No sábado, 16 de setembro, é dia de segunda fase da olimpíada brasileira de matemática para escolas públicas.
O alagoano Krerley de Oliveira, 37, é professor universitário e ensina matemática a jovens da periferia de Maceió. Já o mineiro João César Campos Vargas, 19, é estudante e vai em breve estudar na Universidade de Princeton, nos Estados Unidos.
Eles representam duas gerações de matemáticos brasileiros que se encontraram pela primeira vez em junho deste ano, durante a Olimpíada Internacional de Matemática, realizada no Rio.
Krerley foi o líder da equipe nacional –professor responsável por comandar os alunos, enquanto João teve o melhor desempenho entre os brasileiros, terminando na 82ª posição entre 623 competidores de 112 países.
A trajetória dos dois mostra as mudanças na formação de matemáticos no país nas últimas décadas.
O alagoano só descobriu no ensino médio a habilidade para lidar com números, variáveis e formas abstratas.
Ele estudava em uma escola técnica federal em Maceió quando, aos 16 anos, foi descoberto por Elon Lages Lima, ex-diretor do Impa (Instituto de Matemática Pura e Aplicada), que estava na escola para dar um curso.
A convite de Lima, Krerley passou no exame do Impa e aos 17 já estava matriculado no mestrado da instituição, ao mesmo tempo em que cursava graduação em matemática na UFRJ (Universidade Federal do Rio de Janeiro) –na verdade, só ia fazer as provas.
Apesar do talento, disputou apenas duas olimpíadas, uma brasileira e duas iberoamericanas, ambas quando já estava no Impa. `Em Maceió, as coisas chegavam mais devagar`, diz ele.
Em 2003, voltou à cidade como professor da Ufal (Universidade Federal de Alagoas) e logo criou a olimpíada estadual de matemática. Com um grupo de professores voluntários, Krerley hoje treina alunos de escolas de Maceió para competições olímpicas.
`Na verdade, muitos alunos gostam de matemática, mas às vezes não têm oportunidade de ter contato com uma matemática interessante`, diz ele. `Não existe a cultura de apreciar a sua beleza tanto quanto ela merece ser apreciada`, afirma.
São cerca de 30 escolas que selecionam alunos para, gratuitamente, assistirem a lições de matemática avançada. As aulas acontecem no centro de Maceió e no bairro de Benedito Bentes, onde Krerley passou a infância e a adolescência, na periferia da capital.
No Rio, durante olimpíada internacional, ele foi um dos responsáveis por selecionar as questões da prova –seis problemas para serem resolvidos em quatro horas e meia. Ele reviu velhos colegas do Impa e conheceu os novos talentos que mantêm o Brasil, segundo ele, como um `celeiro de matemáticos`.

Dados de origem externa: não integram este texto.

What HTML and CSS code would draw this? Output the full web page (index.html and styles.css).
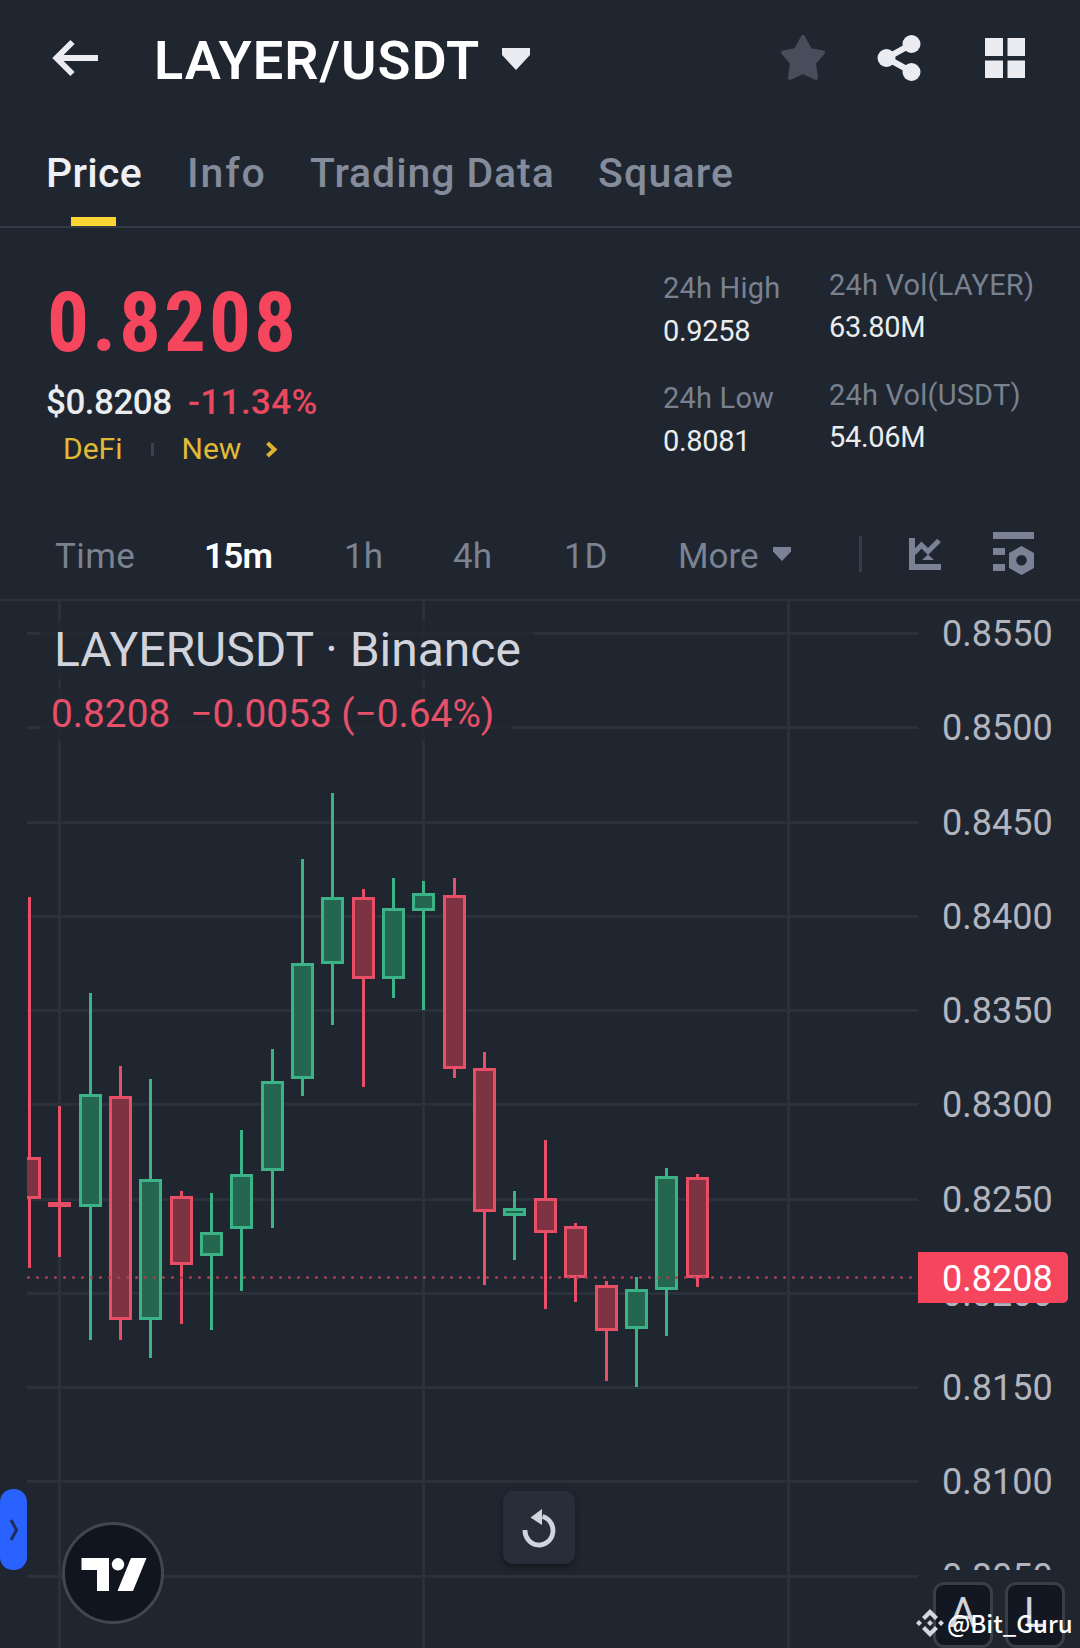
FILE: index.html
```html
<!DOCTYPE html>
<html lang="en">
<head>
  <meta charset="UTF-8">
  <title>LAYER/USDT</title>
  <link rel="stylesheet" href="styles.css">
</head>
<body>

  <!-- Header -->
  <header class="topbar">
    <svg class="back" width="48" height="38" viewBox="0 0 48 38">
      <path d="M46 19H5M20.500 3L4.500 19L20.500 35" />
    </svg>
    <h1>LAYER/USDT</h1>
    <svg class="caret" width="28" height="22" viewBox="0 0 28 22"><path d="M0 0H28V7L14 22L0 7Z" /></svg>
    <div class="actions">
      <svg width="46" height="48" viewBox="0 0 46 48">
        <path class="star" d="M23 3L30 16L43 18.500L34 29L36 44L23 38L10 44L12 29L3 18.500L16 16Z" />
      </svg>
      <svg width="44" height="48" viewBox="0 0 44 48">
        <path class="share-line" d="M35 10L9.500 24L35 38" />
        <circle cx="9.500" cy="24" r="9" /><circle cx="34.500" cy="10" r="9" /><circle cx="34.500" cy="38" r="9" />
      </svg>
      <svg width="40" height="40" viewBox="0 0 40 40">
        <path d="M0 0H18V18H0ZM22.500 0H40V18H22.500ZM0 22.500H18V40H0ZM22.500 22.500H40V40H22.500Z" />
      </svg>
    </div>
  </header>

  <!-- Tabs -->
  <nav class="tabs">
    <a class="tab tab-price active">Price</a>
    <a class="tab tab-info">Info</a>
    <a class="tab tab-data">Trading Data</a>
    <a class="tab tab-square">Square</a>
  </nav>

  <!-- Ticker -->
  <section class="ticker">
    <div class="quote">
      <div class="last">0.8208</div>
      <div class="fiat"><span class="usd">$0.8208</span><span class="pct">-11.34%</span></div>
      <div class="tags">
        <span>DeFi</span>
        <i class="tag-sep"></i>
        <span>New</span>
        <svg width="13" height="17" viewBox="0 0 13 17"><path d="M2.500 2L9.500 8.500L2.500 15" /></svg>
      </div>
    </div>
    <div class="stats stats-price">
      <div class="label">24h High</div>
      <div class="value">0.9258</div>
      <div class="label">24h Low</div>
      <div class="value">0.8081</div>
    </div>
    <div class="stats stats-vol">
      <div class="label">24h Vol(LAYER)</div>
      <div class="value">63.80M</div>
      <div class="label">24h Vol(USDT)</div>
      <div class="value">54.06M</div>
    </div>
  </section>

  <!-- Intervals -->
  <nav class="intervals">
    <a class="i-time">Time</a>
    <a class="i-15m active">15m</a>
    <a class="i-1h">1h</a>
    <a class="i-4h">4h</a>
    <a class="i-1d">1D</a>
    <a class="i-more">More</a>
    <svg class="i-caret" width="18" height="14" viewBox="0 0 18 14"><path d="M0 0H18V4.500L9 14L0 4.500Z" /></svg>
    <i class="i-sep"></i>
    <svg class="i-chart" width="32" height="32" viewBox="0 0 32 32">
      <path d="M0 0H6V26H32V32H0Z" />
      <path class="line" d="M5 15L12.500 7L19 13.500L30 2.500" />
      <path d="M19 16.500L25 22H13Z" />
    </svg>
    <svg class="i-settings" width="42" height="43" viewBox="0 0 42 43">
      <path d="M0 0H41V7H0ZM0 16H12V23H0ZM0 32H12V39H0Z" />
      <path fill-rule="evenodd" d="M28.500 14L41 21V36L28.500 43L16 36V21ZM28.500 23A5.300 5.300 0 1 0 28.500 33.600A5.300 5.300 0 1 0 28.500 23Z" />
    </svg>
  </nav>

  <!-- Chart -->
  <main class="chart">
    <svg class="plot" width="1080" height="1049" viewBox="0 599 1080 1049">
      <defs>
        <clipPath id="pane"><rect x="27" y="599" width="891" height="1049" /></clipPath>
        <clipPath id="axisClip"><rect x="918" y="599" width="162" height="971" /></clipPath>
      </defs>
      <g id="grid"></g>
      <g id="candles" clip-path="url(#pane)"></g>
      <path class="last-line" d="M28.500 1277.500H916" />
      <g id="axis" clip-path="url(#axisClip)"></g>
      <path class="last-tag" d="M918 1252H1063a5 5 0 0 1 5 5V1298a5 5 0 0 1 -5 5H918Z" />
      <text class="last-text" x="942" y="1291">0.8208</text>
    </svg>

    <div class="legend">
      <div class="legend-title">LAYERUSDT · Binance</div>
      <div class="legend-values"><span>0.8208</span><span>−0.0053 (−0.64%)</span></div>
    </div>

    <div class="drawer">
      <svg width="10" height="22" viewBox="0 0 10 22"><path d="M2 1L7.500 11L2 21" /></svg>
    </div>

    <svg class="tv-logo" width="104" height="104" viewBox="0 0 104 104">
      <circle class="ring" cx="52" cy="52" r="49.500" />
      <path d="M20.500 37H48V70H36V49H20.500ZM70 37H85.500L72 70H56.500Z" />
      <circle cx="57" cy="43.300" r="6.200" />
    </svg>

    <div class="reset">
      <svg width="34" height="40" viewBox="0 0 34 40">
        <path class="arc" d="M3 21A14 14.500 0 1 0 20.500 7.500" />
        <path d="M8.500 8.500L20 0V16Z" />
      </svg>
    </div>

    <div class="scale-btns"><b>A</b><b>L</b></div>

    <div class="watermark">
      <svg width="28" height="28" viewBox="0 0 28 28">
        <path d="M14 0L22 8L19 11L14 6L9 11L6 8ZM14 28L22 20L19 17L14 22L9 17L6 20ZM3 11L6 14L3 17L0 14ZM25 11L28 14L25 17L22 14ZM14 11L17 14L14 17L11 14Z" />
      </svg>
      <span>@Bit_Guru</span>
    </div>
  </main>

<script>
  const NS = "http://www.w3.org/2000/svg";

  // [x, high, body top, body bottom, low, direction]
  const candles = [
    [29.5, 897, 1157, 1199, 1268, "down"],
    [59.5, 1106, 1202, 1207, 1257, "down"],
    [90.5, 993, 1094, 1207, 1340, "up"],
    [120.5, 1066, 1096, 1320, 1340, "down"],
    [150.5, 1079, 1179, 1320, 1358, "up"],
    [181.5, 1191, 1196, 1265, 1324, "down"],
    [211.5, 1193, 1232, 1256, 1330, "up"],
    [241.5, 1130, 1174, 1229, 1291, "up"],
    [272.5, 1049, 1081, 1171, 1228, "up"],
    [302.5, 859, 963, 1079, 1096, "up"],
    [332.5, 793, 897, 964, 1025, "up"],
    [363.5, 889, 897, 979, 1087, "down"],
    [393.5, 878, 908, 979, 998, "up"],
    [423.5, 881, 893, 911, 1010, "up"],
    [454.5, 878, 895, 1069, 1078, "down"],
    [484.5, 1052, 1068, 1212, 1285, "down"],
    [514.5, 1191, 1208, 1216, 1260, "up"],
    [545.5, 1140, 1198, 1233, 1309, "down"],
    [575.5, 1223, 1226, 1278, 1302, "down"],
    [606.5, 1281, 1285, 1331, 1381, "down"],
    [636.5, 1277, 1289, 1329, 1387, "up"],
    [666.5, 1168, 1176, 1290, 1336, "up"],
    [697.5, 1174, 1177, 1278, 1287, "down"]
  ];

  function add(parent, tag, attrs) {
    const el = document.createElementNS(NS, tag);
    for (const key in attrs) el.setAttribute(key, attrs[key]);
    document.getElementById(parent).appendChild(el);
    return el;
  }

  // price levels, 0.0050 apart
  for (let i = 0; i < 11; i++) {
    const y = Math.round(633 + i * 94.25);
    add("grid", "path", { d: `M27 ${y + 0.5}H918` });
    add("axis", "text", { x: 942, y: y + 13 }).textContent = (0.855 - i * 0.005).toFixed(4);
  }
  [59.5, 423.5, 788.5].forEach(x => add("grid", "path", { d: `M${x} 599V1648` }));

  candles.forEach(([x, high, top, bottom, low, dir]) => {
    add("candles", "path", { class: dir, d: `M${x} ${high}V${top}M${x} ${bottom}V${low}` });
    add("candles", "rect", { class: dir, x: x - 10, y: top + 1.5, width: 20, height: bottom - top - 3 });
  });
</script>
</body>
</html>
```
FILE: styles.css
```css
* {
  box-sizing: border-box;
}

body {
  margin: 0;
  width: 1080px;
  height: 1648px;
  overflow: hidden;
  background: #1f2630;
  color: #eaecef;
  font-family: Roboto, "Liberation Sans", sans-serif;
}

svg {
  display: block;
  flex: none;
}

/* Header */
.topbar {
  display: flex;
  align-items: center;
  height: 116px;
  padding: 0 55px 0 52px;
  fill: #eaecf2;
}

.back path {
  fill: none;
  stroke: #eaecf2;
  stroke-width: 6;
}

.topbar h1 {
  margin: 5px 0 0 54px;
  width: 344px;
  font-size: 54px;
  line-height: 64px;
  font-weight: 600;
  letter-spacing: 1px;
  color: #fff;
}

.caret {
  margin: 2px 0 0 4px;
}

.actions {
  display: flex;
  align-items: center;
  margin-left: auto;
}

.actions svg + svg {
  margin-left: 51px;
}

.actions svg:last-child {
  margin-left: 64px;
}

.star {
  fill: #474d5b;
  stroke: #474d5b;
  stroke-width: 4;
  stroke-linejoin: round;
}

.share-line {
  fill: none;
  stroke: #eaecf2;
  stroke-width: 6;
}

/* Tabs */
.tabs {
  display: flex;
  height: 112px;
  padding: 32px 0 0 46px;
  border-bottom: 2px solid #343b46;
}

.tab {
  position: relative;
  height: 78px;
  font-size: 41px;
  line-height: 50px;
  font-weight: 500;
  letter-spacing: 0.9px;
  color: #848b9a;
  white-space: nowrap;
}

.tab-price {
  width: 141px;
  letter-spacing: 0.3px;
}

.tab-info {
  width: 123px;
  letter-spacing: 1.9px;
}

.tab-data { width: 288px; }
.tab-square { letter-spacing: 1.2px; }

.tab.active {
  color: #eef0f5;
}

.tab.active::after {
  content: "";
  position: absolute;
  left: 25px;
  bottom: 0;
  width: 45px;
  height: 9px;
  background: #fcd535;
}

/* Ticker */
.ticker {
  display: flex;
  height: 285px;
}

.quote {
  width: 663px;
  padding: 46px 0 0 47px;
}

.last {
  font-size: 83px;
  line-height: 98px;
  font-weight: 700;
  font-stretch: 75%;
  letter-spacing: 3px;
  color: #f6465d;
}

.fiat {
  display: flex;
  margin-top: 10px;
  font-size: 35px;
  line-height: 42px;
  font-weight: 500;
}

.usd {
  width: 142px;
  margin-left: -1px;
  letter-spacing: -0.5px;
}

.pct {
  color: #e9485f;
  letter-spacing: 0.4px;
}

.tags {
  display: flex;
  align-items: center;
  padding-left: 16px;
  margin-top: 7px;
  font-size: 30px;
  line-height: 36px;
  color: #e0b936;
}

.tag-sep {
  width: 3px;
  height: 13px;
  margin: 0 27px 0 29px;
  background: #3a424e;
}

.tags svg {
  margin-left: 24px;
  fill: none;
  stroke: #e0b22b;
  stroke-width: 4;
}

.stats {
  font-size: 29px;
  line-height: 34px;
}

.stats-price {
  width: 166px;
  padding-top: 43px;
}

.stats-vol {
  padding-top: 40px;
}

.label {
  color: #79818f;
  letter-spacing: 0.2px;
  white-space: nowrap;
}

.value {
  margin: 8px 0 34px;
  letter-spacing: -0.3px;
}

.stats-price .value {
  margin: 9px 0 33px;
}

/* Intervals */
.intervals {
  display: flex;
  align-items: center;
  height: 86px;
  padding: 0 0 5px 55px;
  font-size: 35px;
  line-height: 42px;
  color: #7b8291;
  fill: #7b8295;
}

.intervals a {
  padding-top: 6px;
}

.intervals .active {
  font-weight: 600;
  letter-spacing: -0.8px;
  color: #fff;
}

.i-time { width: 149px; letter-spacing: 0.4px; }
.i-15m { width: 140px; }
.i-1h { width: 109px; }
.i-4h { width: 111px; }
.i-1d { width: 114px; letter-spacing: 0.8px; }
.i-more { width: 95px; }

.i-sep {
  width: 3px;
  height: 36px;
  margin: 0 47px 0 68px;
  background: #353d48;
}

.i-chart .line {
  fill: none;
  stroke: #7b8295;
  stroke-width: 5;
}

.i-settings {
  margin-left: 52px;
}

/* Chart */
.chart {
  position: relative;
  height: 1049px;
  border-top: 2px solid #2a313b;
}

.plot {
  margin-top: -2px;
}

#grid path {
  stroke: #2a313b;
  stroke-width: 3;
}

#candles path,
#candles rect {
  stroke-width: 3;
}

#candles path { fill: none; }
#candles .up { stroke: #3cb387; }
#candles .down { stroke: #e84f66; }
#candles rect.up { fill: #246650; }
#candles rect.down { fill: #7d3342; }

.last-line {
  fill: none;
  stroke: #a83f50;
  stroke-width: 3;
  stroke-linecap: round;
  stroke-dasharray: 0 9;
}

#axis text {
  font-size: 36px;
  fill: #b2b5be;
}

.last-tag { fill: #f6465d; }

.last-text {
  font-size: 36px;
  fill: #fff;
}

.legend {
  position: absolute;
  left: 40px;
  top: 19px;
}

.legend-title,
.legend-values {
  width: max-content;
  background: rgba(31, 38, 48, 0.7);
}

.legend-title {
  padding: 0 12px 0 14px;
  font-size: 48px;
  line-height: 60px;
  color: #d1d4dc;
}

.legend-values {
  display: flex;
  gap: 20px;
  margin-top: 7px;
  padding: 0 18px 0 11px;
  font-size: 38.8px;
  line-height: 54px;
  color: #e8506a;
}

.drawer {
  position: absolute;
  left: 0;
  top: 888px;
  display: flex;
  align-items: center;
  width: 27px;
  height: 81px;
  padding-left: 9px;
  border-radius: 13px;
  background: #2962ff;
}

.drawer path {
  fill: none;
  stroke: #1e2d5c;
  stroke-width: 3;
}

.tv-logo {
  position: absolute;
  left: 60.5px;
  top: 920px;
  fill: #fff;
}

.tv-logo .ring {
  fill: #10151f;
  stroke: #434651;
  stroke-width: 3;
}

.reset {
  position: absolute;
  left: 503px;
  top: 890px;
  width: 72px;
  height: 73px;
  padding: 18px 0 0 19px;
  border-radius: 10px;
  background: #282e39;
  box-shadow: 0 3px 6px rgba(0, 0, 0, 0.4);
  fill: #d1d4dc;
}

.reset .arc {
  fill: none;
  stroke: #d1d4dc;
  stroke-width: 4.8;
}

.scale-btns {
  position: absolute;
  left: 933px;
  top: 981px;
  display: flex;
  gap: 12px;
}

.scale-btns b {
  width: 60px;
  height: 66px;
  border: 3px solid #3a3e49;
  border-radius: 11px;
  background: #131722;
  font-size: 42px;
  line-height: 56px;
  font-weight: 400;
  text-align: center;
  color: #d1d4dc;
}

.watermark {
  position: absolute;
  left: 916px;
  top: 1003px;
  display: flex;
  align-items: center;
  gap: 3px;
  font-family: "Noto Sans CJK SC", "Noto Sans", sans-serif;
  font-size: 24px;
  font-weight: 500;
  line-height: 38px;
  color: #fff;
  fill: #d5d7dd;
}
```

O encontro com os seis representantes da equipe brasileira foi rápido –por ter acesso às provas, ele não pôde ter contato com os alunos antes da competição.
Entre os novos talentos que o alagoano encontrou no Rio estava João César, que começou a estudar matemática ainda no terceiro ano do ensino fundamental.
Na ocasião, ele frequentava uma escola estadual em Passa Tempo (MG) quando sua mãe, professora de história, levou para casa uma prova da Olimpíada Brasileira de Matemática das Escolas Públicas. `Era diferente da matemática da escola. Foi o espírito de desafio que me atraiu`, afirma ele.
A partir daí, sua atuação na matemática deslanchou. O primeiro ouro veio no sexto ano. Atualmente já são mais de 20 medalhas olímpicas, três delas na olimpíada internacional, a principal competição mundial. Em 2017, a 82ª colocação lhe valeu uma prata.
`As olimpíadas mostram aos alunos que a matemática é bem mais do que aquilo que veem na escola, aquela coisa maçante`, diz João.
`Muitas vezes, a matemática de escola estimula os alunos a aplicarem fórmulas repetidamente`, afirma. `Eles acabam não tendo a oportunidade de criar as coisas por eles mesmos. Isso não estimula a criatividade de ninguém. Você transforma a pessoa em uma máquina.`
O bom desempenho fez João ganhar uma bolsa de estudos em Princeton, para onde embarca no fim do mês.